L’Iran chiama gli investimenti esteri, Italia è amica

Il ministro degli Esteri Gentiloni e il presidente delfina Rohani.
Il ministro degli Esteri Gentiloni e il presidente delfina Rohani.
Il ministro degli Esteri Gentiloni e il presidente delfina Rohani.

TEHERAN. – Dopo l’annuncio della piena entrata in vigore dell’accordo sul nucleare, per l’Iran è il giorno per celebrare la “storica” vittoria della sua diplomazia, del nuovo “potere” conquistato sul campo in anni di negoziati. Un modello, dice il presidente Hassan Rohani, valido anche per affrontare le questioni aperte nella regione, diffusione del terrorismo dell’Isis inclusa.

Ma è anche il giorno in cui celebrare finalmente l’apertura al mondo della sua economia senza più le pastoie delle sanzioni. E per ricordare, ancora nelle parola del presidente, che anche in Europa vi sono Paesi che gli sono stati sempre amici. Come l’Italia, dice in conferenza stampa rispondendo ad una domanda dell’Ansa, Paese con cui i rapporti sono sempre stati “amichevoli”, e anche in campo economico “non vi sono mai stati ostacoli, tanto più oggi con la caduta delle sanzioni”.

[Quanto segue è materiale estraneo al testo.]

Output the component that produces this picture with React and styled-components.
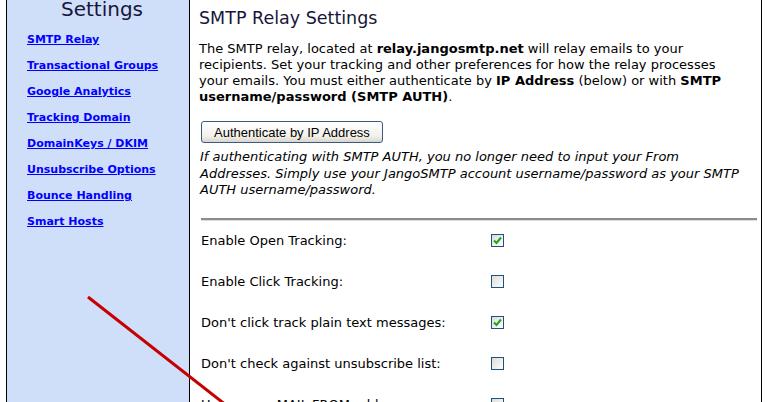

Manca solo una settimana alla partenza di Rohani per l’Italia, prima tappa di quel suo primo viaggio in Europa che in novembre ha dovuto rinviare per i sanguinosi attacchi dell’Isis a Parigi. Il 25 e il 26 Rohani sarà a Roma con una delegazione politica ed economica, e sarà accolto anche in Vaticano, non tralascia lui stesso di ricordare.

Con il governo e l’imprenditoria italiana parlerà di cooperazione economica e investimenti in vari campi, dall’industria alle infrastrutture, dall’energia alla scienza. Perché è soprattutto di investimenti stranieri e di tecnologia che l’Iran del dopo-sanzioni ha bisogno, per ammodernare le sue strutture produttive e dare lavoro ai giovani, spesso molto preparati e qualificati, a cui chiede di contribuire allo sviluppo del Paese.

Anche a loro è implicitamente rivolta la nuova promessa di mantenere tutti i suoi impegni elettorali, anche quelli per maggiori libertà nei vari campi di espressione. L’andare in porto dell’accordo “ha preparato il terreno” per portare avanti il suo “difficile compito”, dice alludendo ai conflitti interni nel Paese, ma “in certe aree dobbiamo essere più veloci”.

Quanto agli investimenti stranieri, l’Iran ne ha bisogno per 30-50 miliardi di dollari l’anno, dice, per sostenere una crescita dell’8%. Richiedono però anche un “un settore privato più attivo”, che il suo governo cercherà di incoraggiare.

Ma oggi è anche il giorno della partenza dall’Iran dei prigionieri irano-americani liberati in un scambio scattato ieri proprio con l’implementazione dell’accordo sul nucleare. Almeno tre di loro – fra cui il corrispondente del Washington Post Jason Rezaian – sono atterrati a Ginevra, il quarto non sarebbe partito (ma tutti potevano farlo se lo desideravano, ha precisato il governo Usa), e un quinto era stato rilasciato ma non nell’ambito dello scambio.

Come Rohani, anche il presidente Obama parla di vittoria della “forza” della diplomazia, ma i suoi toni sono diversi, condizionati dalla decisione di varare proprio oggi le nuove sanzioni contro l’Iran per i missili balistici – a Washington, ma non a Teheran, considerati una violazione dell’accordo. E preferisce mettere l’accento sul pericolo scampato di una possibile bomba atomica iraniana.

Clima di sconfitta invece in Israele, dove amaramente si parla appunto di “vittoria iraniana”. Mentre Rohani non si risparmia una stoccata per il rivale saudita. “Ho sentito qualcuno esprimere rincrescimento per la prossima soluzione dei problemi economici dell’Iran – dice – non sono certo parole da buon musulmano”. Come non lo sono del resto, conclude, le bombe saudite che da mesi devastano il vicino e impoverito Yemen.